WRITTEN TASK - Copy the material that follows word for word and omit its pictures.

AVAILABLE DATA -
=-=-=

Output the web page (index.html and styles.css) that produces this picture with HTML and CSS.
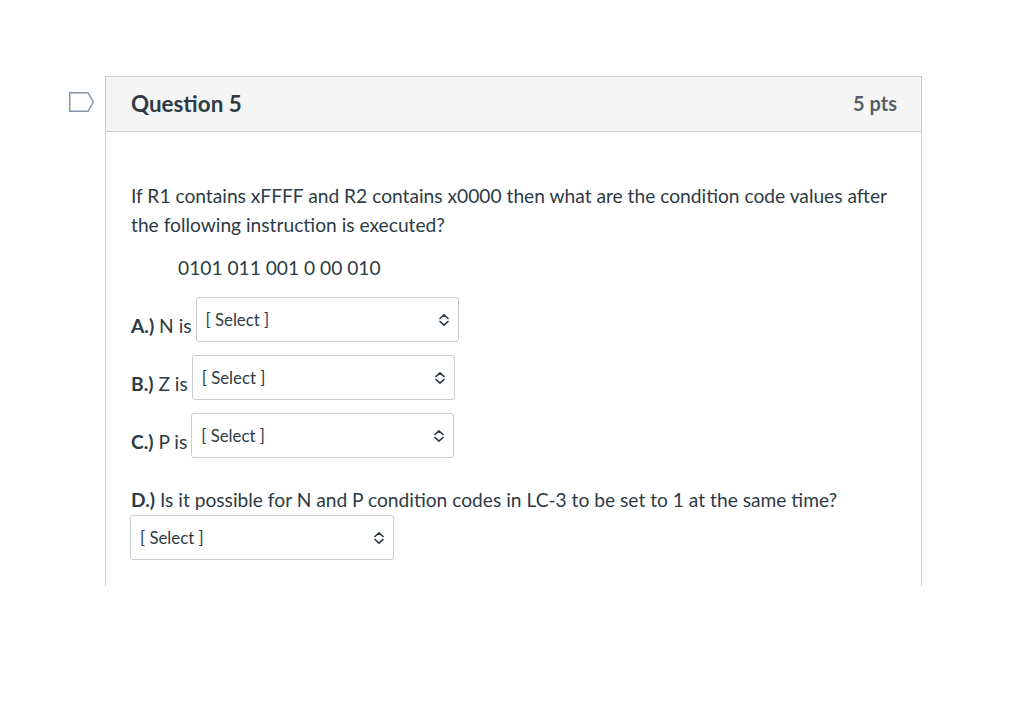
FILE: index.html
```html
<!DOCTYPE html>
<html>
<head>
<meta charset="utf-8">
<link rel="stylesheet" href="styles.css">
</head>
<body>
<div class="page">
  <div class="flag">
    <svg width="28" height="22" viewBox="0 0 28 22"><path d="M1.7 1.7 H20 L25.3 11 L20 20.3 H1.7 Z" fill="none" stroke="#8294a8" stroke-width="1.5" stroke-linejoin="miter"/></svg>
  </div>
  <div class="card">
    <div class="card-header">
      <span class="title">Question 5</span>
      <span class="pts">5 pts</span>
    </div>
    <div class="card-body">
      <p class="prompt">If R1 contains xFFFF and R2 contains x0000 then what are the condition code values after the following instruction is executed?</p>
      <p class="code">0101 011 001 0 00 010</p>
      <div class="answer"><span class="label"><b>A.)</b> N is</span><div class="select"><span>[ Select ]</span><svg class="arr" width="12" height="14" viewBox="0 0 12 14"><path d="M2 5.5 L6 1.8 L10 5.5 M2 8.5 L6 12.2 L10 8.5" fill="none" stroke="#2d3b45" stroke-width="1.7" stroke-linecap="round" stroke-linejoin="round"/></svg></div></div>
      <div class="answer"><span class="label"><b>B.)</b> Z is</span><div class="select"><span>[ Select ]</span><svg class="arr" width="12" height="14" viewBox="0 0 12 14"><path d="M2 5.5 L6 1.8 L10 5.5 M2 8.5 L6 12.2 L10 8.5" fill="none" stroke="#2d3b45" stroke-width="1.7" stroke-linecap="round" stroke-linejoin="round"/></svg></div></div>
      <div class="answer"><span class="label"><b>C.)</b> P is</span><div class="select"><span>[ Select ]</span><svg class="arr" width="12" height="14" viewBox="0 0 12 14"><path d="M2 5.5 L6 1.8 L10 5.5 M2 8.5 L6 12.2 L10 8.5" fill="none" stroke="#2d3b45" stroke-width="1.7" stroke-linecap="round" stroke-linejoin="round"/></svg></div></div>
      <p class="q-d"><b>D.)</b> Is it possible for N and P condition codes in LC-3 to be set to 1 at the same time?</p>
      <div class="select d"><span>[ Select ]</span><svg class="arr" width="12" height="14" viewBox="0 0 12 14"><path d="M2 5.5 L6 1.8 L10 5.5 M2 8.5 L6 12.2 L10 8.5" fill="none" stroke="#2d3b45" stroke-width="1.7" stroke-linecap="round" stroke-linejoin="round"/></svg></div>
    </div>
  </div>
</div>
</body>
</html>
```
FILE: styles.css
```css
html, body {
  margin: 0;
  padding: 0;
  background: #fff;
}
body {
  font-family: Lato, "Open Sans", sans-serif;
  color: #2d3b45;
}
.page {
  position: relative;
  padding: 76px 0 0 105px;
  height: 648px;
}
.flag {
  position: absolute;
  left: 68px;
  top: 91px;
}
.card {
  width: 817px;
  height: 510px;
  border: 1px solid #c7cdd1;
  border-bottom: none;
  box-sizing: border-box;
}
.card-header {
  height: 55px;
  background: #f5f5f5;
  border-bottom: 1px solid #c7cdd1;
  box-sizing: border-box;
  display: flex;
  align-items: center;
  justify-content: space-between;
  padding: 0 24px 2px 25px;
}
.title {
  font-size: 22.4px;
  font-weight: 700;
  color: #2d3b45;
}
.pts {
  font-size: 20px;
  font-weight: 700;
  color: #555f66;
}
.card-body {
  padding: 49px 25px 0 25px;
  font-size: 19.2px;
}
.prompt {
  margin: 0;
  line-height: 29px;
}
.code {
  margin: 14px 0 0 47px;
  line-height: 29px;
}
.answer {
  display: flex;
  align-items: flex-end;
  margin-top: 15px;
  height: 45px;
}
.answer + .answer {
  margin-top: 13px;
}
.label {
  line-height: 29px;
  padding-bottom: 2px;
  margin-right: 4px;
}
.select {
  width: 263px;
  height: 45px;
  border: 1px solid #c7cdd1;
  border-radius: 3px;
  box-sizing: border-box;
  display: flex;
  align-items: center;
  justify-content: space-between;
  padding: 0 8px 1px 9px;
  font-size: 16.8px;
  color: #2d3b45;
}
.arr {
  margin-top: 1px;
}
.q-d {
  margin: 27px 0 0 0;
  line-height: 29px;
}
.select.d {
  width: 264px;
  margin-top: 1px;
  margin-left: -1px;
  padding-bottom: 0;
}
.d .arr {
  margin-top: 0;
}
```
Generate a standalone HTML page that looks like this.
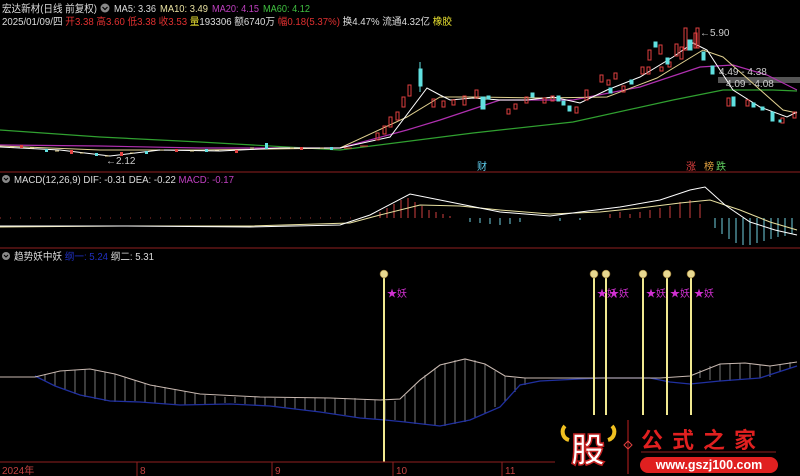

=-=-=

CORRECT OUTPUT -
Output the web page (index.html and styles.css) that produces this picture with HTML and CSS.
FILE: index.html
```html
<!DOCTYPE html>
<html>
<head>
<meta charset="utf-8">
<link rel="stylesheet" href="styles.css">
</head>
<body>
<div class="page">
  <div class="flag">
    <svg width="28" height="22" viewBox="0 0 28 22"><path d="M1.7 1.7 H20 L25.3 11 L20 20.3 H1.7 Z" fill="none" stroke="#8294a8" stroke-width="1.5" stroke-linejoin="miter"/></svg>
  </div>
  <div class="card">
    <div class="card-header">
      <span class="title">Question 5</span>
      <span class="pts">5 pts</span>
    </div>
    <div class="card-body">
      <p class="prompt">If R1 contains xFFFF and R2 contains x0000 then what are the condition code values after the following instruction is executed?</p>
      <p class="code">0101 011 001 0 00 010</p>
      <div class="answer"><span class="label"><b>A.)</b> N is</span><div class="select"><span>[ Select ]</span><svg class="arr" width="12" height="14" viewBox="0 0 12 14"><path d="M2 5.5 L6 1.8 L10 5.5 M2 8.5 L6 12.2 L10 8.5" fill="none" stroke="#2d3b45" stroke-width="1.7" stroke-linecap="round" stroke-linejoin="round"/></svg></div></div>
      <div class="answer"><span class="label"><b>B.)</b> Z is</span><div class="select"><span>[ Select ]</span><svg class="arr" width="12" height="14" viewBox="0 0 12 14"><path d="M2 5.5 L6 1.8 L10 5.5 M2 8.5 L6 12.2 L10 8.5" fill="none" stroke="#2d3b45" stroke-width="1.7" stroke-linecap="round" stroke-linejoin="round"/></svg></div></div>
      <div class="answer"><span class="label"><b>C.)</b> P is</span><div class="select"><span>[ Select ]</span><svg class="arr" width="12" height="14" viewBox="0 0 12 14"><path d="M2 5.5 L6 1.8 L10 5.5 M2 8.5 L6 12.2 L10 8.5" fill="none" stroke="#2d3b45" stroke-width="1.7" stroke-linecap="round" stroke-linejoin="round"/></svg></div></div>
      <p class="q-d"><b>D.)</b> Is it possible for N and P condition codes in LC-3 to be set to 1 at the same time?</p>
      <div class="select d"><span>[ Select ]</span><svg class="arr" width="12" height="14" viewBox="0 0 12 14"><path d="M2 5.5 L6 1.8 L10 5.5 M2 8.5 L6 12.2 L10 8.5" fill="none" stroke="#2d3b45" stroke-width="1.7" stroke-linecap="round" stroke-linejoin="round"/></svg></div>
    </div>
  </div>
</div>
</body>
</html>
```
FILE: styles.css
```css
html, body {
  margin: 0;
  padding: 0;
  background: #fff;
}
body {
  font-family: Lato, "Open Sans", sans-serif;
  color: #2d3b45;
}
.page {
  position: relative;
  padding: 76px 0 0 105px;
  height: 648px;
}
.flag {
  position: absolute;
  left: 68px;
  top: 91px;
}
.card {
  width: 817px;
  height: 510px;
  border: 1px solid #c7cdd1;
  border-bottom: none;
  box-sizing: border-box;
}
.card-header {
  height: 55px;
  background: #f5f5f5;
  border-bottom: 1px solid #c7cdd1;
  box-sizing: border-box;
  display: flex;
  align-items: center;
  justify-content: space-between;
  padding: 0 24px 2px 25px;
}
.title {
  font-size: 22.4px;
  font-weight: 700;
  color: #2d3b45;
}
.pts {
  font-size: 20px;
  font-weight: 700;
  color: #555f66;
}
.card-body {
  padding: 49px 25px 0 25px;
  font-size: 19.2px;
}
.prompt {
  margin: 0;
  line-height: 29px;
}
.code {
  margin: 14px 0 0 47px;
  line-height: 29px;
}
.answer {
  display: flex;
  align-items: flex-end;
  margin-top: 15px;
  height: 45px;
}
.answer + .answer {
  margin-top: 13px;
}
.label {
  line-height: 29px;
  padding-bottom: 2px;
  margin-right: 4px;
}
.select {
  width: 263px;
  height: 45px;
  border: 1px solid #c7cdd1;
  border-radius: 3px;
  box-sizing: border-box;
  display: flex;
  align-items: center;
  justify-content: space-between;
  padding: 0 8px 1px 9px;
  font-size: 16.8px;
  color: #2d3b45;
}
.arr {
  margin-top: 1px;
}
.q-d {
  margin: 27px 0 0 0;
  line-height: 29px;
}
.select.d {
  width: 264px;
  margin-top: 1px;
  margin-left: -1px;
  padding-bottom: 0;
}
.d .arr {
  margin-top: 0;
}
```
Generate a standalone HTML page that looks like this.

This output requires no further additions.